Omit all pictures, then retype the data exactly as given.

----

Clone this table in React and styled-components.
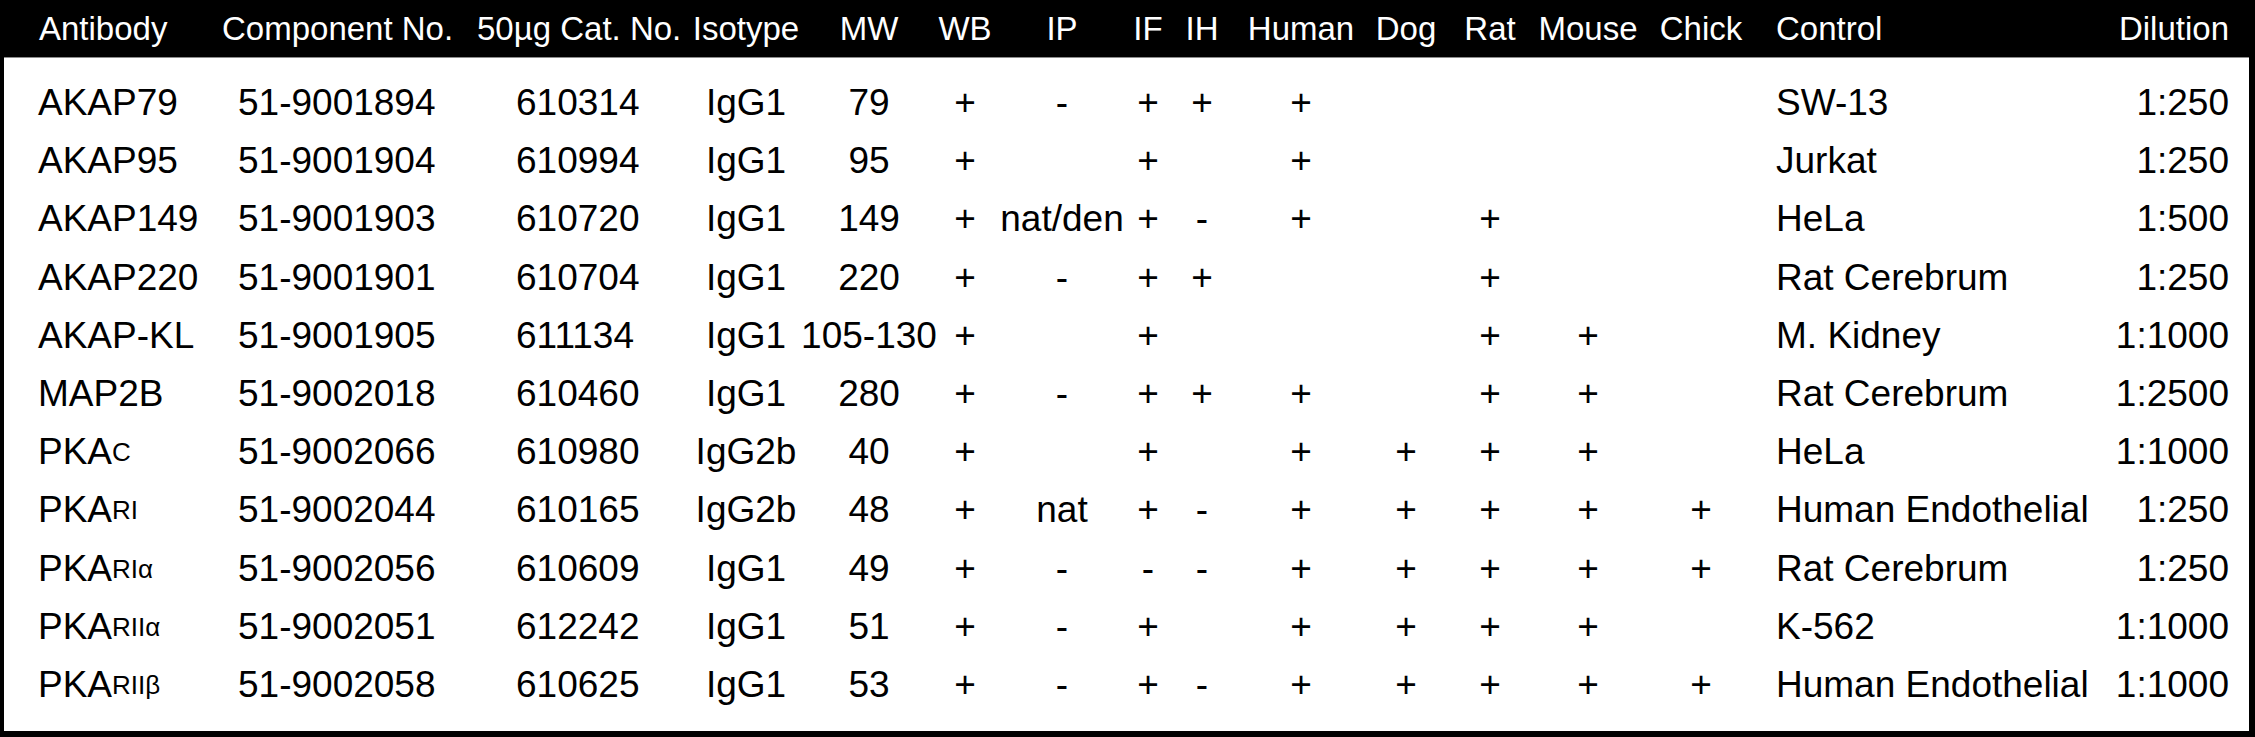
import React from 'react'
import styled, { createGlobalStyle } from 'styled-components'

const GlobalStyle = createGlobalStyle`
  html, body {
    margin: 0;
    padding: 0;
    background: #fff;
  }
  body {
    font-family: "Liberation Sans", Arial, Helvetica, sans-serif;
    color: #000;
  }
`

// track widths are picked so the centred columns land on the same x as the print
const columns = [
  { label: 'Antibody', w: 211, align: 'left', head: 35, cell: 34 },
  { label: 'Component No.', w: 255, align: 'left', head: 7, cell: 23 },
  { label: '50µg Cat. No.', w: 230, align: 'left', head: 7, cell: 46 },
  { label: 'Isotype', w: 92, align: 'center' },
  { label: 'MW', w: 154, align: 'center' },
  { label: 'WB', w: 38, align: 'center' },
  { label: 'IP', w: 156, align: 'center' },
  { label: 'IF', w: 16, align: 'center' },
  { label: 'IH', w: 92, align: 'center' },
  { label: 'Human', w: 106, align: 'center' },
  { label: 'Dog', w: 104, align: 'center' },
  { label: 'Rat', w: 64, align: 'center' },
  { label: 'Mouse', w: 132, align: 'center' },
  { label: 'Chick', w: 94, align: 'center' },
  { label: 'Control', w: 352, align: 'left', head: 28, cell: 28 },
  { label: 'Dilution', w: 149, align: 'right', head: 20, cell: 20 },
]

const tracks = columns.map(c => c.w + 'px').join(' ')

const Frame = styled.div`
  width: 2255px;
  height: 737px;
  box-sizing: border-box;
  background: #000;
  padding: 0 6px 6px 4px;
`

const Head = styled.div`
  display: grid;
  grid-template-columns: ${tracks};
  height: 57px;
  color: #fff;
  font-size: 33px;
  line-height: 58px;
`

const Body = styled.div`
  display: grid;
  grid-template-columns: ${tracks};
  grid-auto-rows: 58.2px;
  background: #fff;
  border-top: 1px solid #8c8c8c;
  padding: 16px 0;
  height: 674px;
  box-sizing: border-box;
  font-size: 37px;
  line-height: 58.2px;
`

const Row = styled.div`
  display: contents;
`

const Cell = styled.div`
  display: flex;
  white-space: nowrap;
  justify-content: ${p => p.$align === 'center' ? 'center' : p.$align === 'right' ? 'flex-end' : 'flex-start'};
  padding-left: ${p => p.$align === 'left' ? p.$pad : 0}px;
  padding-right: ${p => p.$align === 'right' ? p.$pad : 0}px;
`

const Sub = styled.span`
  font-size: 26px;
`

const rows = [
  [<>AKAP79</>, '51-9001894', '610314', 'IgG1', '79', '+', '-', '+', '+', '+', '', '', '', '', 'SW-13', '1:250'],
  [<>AKAP95</>, '51-9001904', '610994', 'IgG1', '95', '+', '', '+', '', '+', '', '', '', '', 'Jurkat', '1:250'],
  [<>AKAP149</>, '51-9001903', '610720', 'IgG1', '149', '+', 'nat/den', '+', '-', '+', '', '+', '', '', 'HeLa', '1:500'],
  [<>AKAP220</>, '51-9001901', '610704', 'IgG1', '220', '+', '-', '+', '+', '', '', '+', '', '', 'Rat Cerebrum', '1:250'],
  [<>AKAP-KL</>, '51-9001905', '611134', 'IgG1', '105-130', '+', '', '+', '', '', '', '+', '+', '', 'M. Kidney', '1:1000'],
  [<>MAP2B</>, '51-9002018', '610460', 'IgG1', '280', '+', '-', '+', '+', '+', '', '+', '+', '', 'Rat Cerebrum', '1:2500'],
  [<>PKA<Sub>C</Sub></>, '51-9002066', '610980', 'IgG2b', '40', '+', '', '+', '', '+', '+', '+', '+', '', 'HeLa', '1:1000'],
  [<>PKA<Sub>RI</Sub></>, '51-9002044', '610165', 'IgG2b', '48', '+', 'nat', '+', '-', '+', '+', '+', '+', '+', 'Human Endothelial', '1:250'],
  [<>PKA<Sub>RIα</Sub></>, '51-9002056', '610609', 'IgG1', '49', '+', '-', '-', '-', '+', '+', '+', '+', '+', 'Rat Cerebrum', '1:250'],
  [<>PKA<Sub>RIIα</Sub></>, '51-9002051', '612242', 'IgG1', '51', '+', '-', '+', '', '+', '+', '+', '+', '', 'K-562', '1:1000'],
  [<>PKA<Sub>RIIβ</Sub></>, '51-9002058', '610625', 'IgG1', '53', '+', '-', '+', '-', '+', '+', '+', '+', '+', 'Human Endothelial', '1:1000'],
]

function App() {
  return (
    <>
      <GlobalStyle />
      <Frame>
        <Head>
          {columns.map(c => (
            <Cell key={c.label} $align={c.align} $pad={c.head || 0}>
              {c.label}
            </Cell>
          ))}
        </Head>
        <Body>
          {rows.map((r, i) => (
            <Row key={i}>
              {r.map((v, j) => (
                <Cell key={j} $align={columns[j].align} $pad={columns[j].cell || 0}>
                  {v}
                </Cell>
              ))}
            </Row>
          ))}
        </Body>
      </Frame>
    </>
  )
}

export default App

----

RESPONSE TO THIS TASK —
Clone this table in React and styled-components.
import React from 'react'
import styled, { createGlobalStyle } from 'styled-components'

const GlobalStyle = createGlobalStyle`
  html, body {
    margin: 0;
    padding: 0;
    background: #fff;
  }
  body {
    font-family: "Liberation Sans", Arial, Helvetica, sans-serif;
    color: #000;
  }
`

// track widths are picked so the centred columns land on the same x as the print
const columns = [
  { label: 'Antibody', w: 211, align: 'left', head: 35, cell: 34 },
  { label: 'Component No.', w: 255, align: 'left', head: 7, cell: 23 },
  { label: '50µg Cat. No.', w: 230, align: 'left', head: 7, cell: 46 },
  { label: 'Isotype', w: 92, align: 'center' },
  { label: 'MW', w: 154, align: 'center' },
  { label: 'WB', w: 38, align: 'center' },
  { label: 'IP', w: 156, align: 'center' },
  { label: 'IF', w: 16, align: 'center' },
  { label: 'IH', w: 92, align: 'center' },
  { label: 'Human', w: 106, align: 'center' },
  { label: 'Dog', w: 104, align: 'center' },
  { label: 'Rat', w: 64, align: 'center' },
  { label: 'Mouse', w: 132, align: 'center' },
  { label: 'Chick', w: 94, align: 'center' },
  { label: 'Control', w: 352, align: 'left', head: 28, cell: 28 },
  { label: 'Dilution', w: 149, align: 'right', head: 20, cell: 20 },
]

const tracks = columns.map(c => c.w + 'px').join(' ')

const Frame = styled.div`
  width: 2255px;
  height: 737px;
  box-sizing: border-box;
  background: #000;
  padding: 0 6px 6px 4px;
`

const Head = styled.div`
  display: grid;
  grid-template-columns: ${tracks};
  height: 57px;
  color: #fff;
  font-size: 33px;
  line-height: 58px;
`

const Body = styled.div`
  display: grid;
  grid-template-columns: ${tracks};
  grid-auto-rows: 58.2px;
  background: #fff;
  border-top: 1px solid #8c8c8c;
  padding: 16px 0;
  height: 674px;
  box-sizing: border-box;
  font-size: 37px;
  line-height: 58.2px;
`

const Row = styled.div`
  display: contents;
`

const Cell = styled.div`
  display: flex;
  white-space: nowrap;
  justify-content: ${p => p.$align === 'center' ? 'center' : p.$align === 'right' ? 'flex-end' : 'flex-start'};
  padding-left: ${p => p.$align === 'left' ? p.$pad : 0}px;
  padding-right: ${p => p.$align === 'right' ? p.$pad : 0}px;
`

const Sub = styled.span`
  font-size: 26px;
`

const rows = [
  [<>AKAP79</>, '51-9001894', '610314', 'IgG1', '79', '+', '-', '+', '+', '+', '', '', '', '', 'SW-13', '1:250'],
  [<>AKAP95</>, '51-9001904', '610994', 'IgG1', '95', '+', '', '+', '', '+', '', '', '', '', 'Jurkat', '1:250'],
  [<>AKAP149</>, '51-9001903', '610720', 'IgG1', '149', '+', 'nat/den', '+', '-', '+', '', '+', '', '', 'HeLa', '1:500'],
  [<>AKAP220</>, '51-9001901', '610704', 'IgG1', '220', '+', '-', '+', '+', '', '', '+', '', '', 'Rat Cerebrum', '1:250'],
  [<>AKAP-KL</>, '51-9001905', '611134', 'IgG1', '105-130', '+', '', '+', '', '', '', '+', '+', '', 'M. Kidney', '1:1000'],
  [<>MAP2B</>, '51-9002018', '610460', 'IgG1', '280', '+', '-', '+', '+', '+', '', '+', '+', '', 'Rat Cerebrum', '1:2500'],
  [<>PKA<Sub>C</Sub></>, '51-9002066', '610980', 'IgG2b', '40', '+', '', '+', '', '+', '+', '+', '+', '', 'HeLa', '1:1000'],
  [<>PKA<Sub>RI</Sub></>, '51-9002044', '610165', 'IgG2b', '48', '+', 'nat', '+', '-', '+', '+', '+', '+', '+', 'Human Endothelial', '1:250'],
  [<>PKA<Sub>RIα</Sub></>, '51-9002056', '610609', 'IgG1', '49', '+', '-', '-', '-', '+', '+', '+', '+', '+', 'Rat Cerebrum', '1:250'],
  [<>PKA<Sub>RIIα</Sub></>, '51-9002051', '612242', 'IgG1', '51', '+', '-', '+', '', '+', '+', '+', '+', '', 'K-562', '1:1000'],
  [<>PKA<Sub>RIIβ</Sub></>, '51-9002058', '610625', 'IgG1', '53', '+', '-', '+', '-', '+', '+', '+', '+', '+', 'Human Endothelial', '1:1000'],
]

function App() {
  return (
    <>
      <GlobalStyle />
      <Frame>
        <Head>
          {columns.map(c => (
            <Cell key={c.label} $align={c.align} $pad={c.head || 0}>
              {c.label}
            </Cell>
          ))}
        </Head>
        <Body>
          {rows.map((r, i) => (
            <Row key={i}>
              {r.map((v, j) => (
                <Cell key={j} $align={columns[j].align} $pad={columns[j].cell || 0}>
                  {v}
                </Cell>
              ))}
            </Row>
          ))}
        </Body>
      </Frame>
    </>
  )
}

export default App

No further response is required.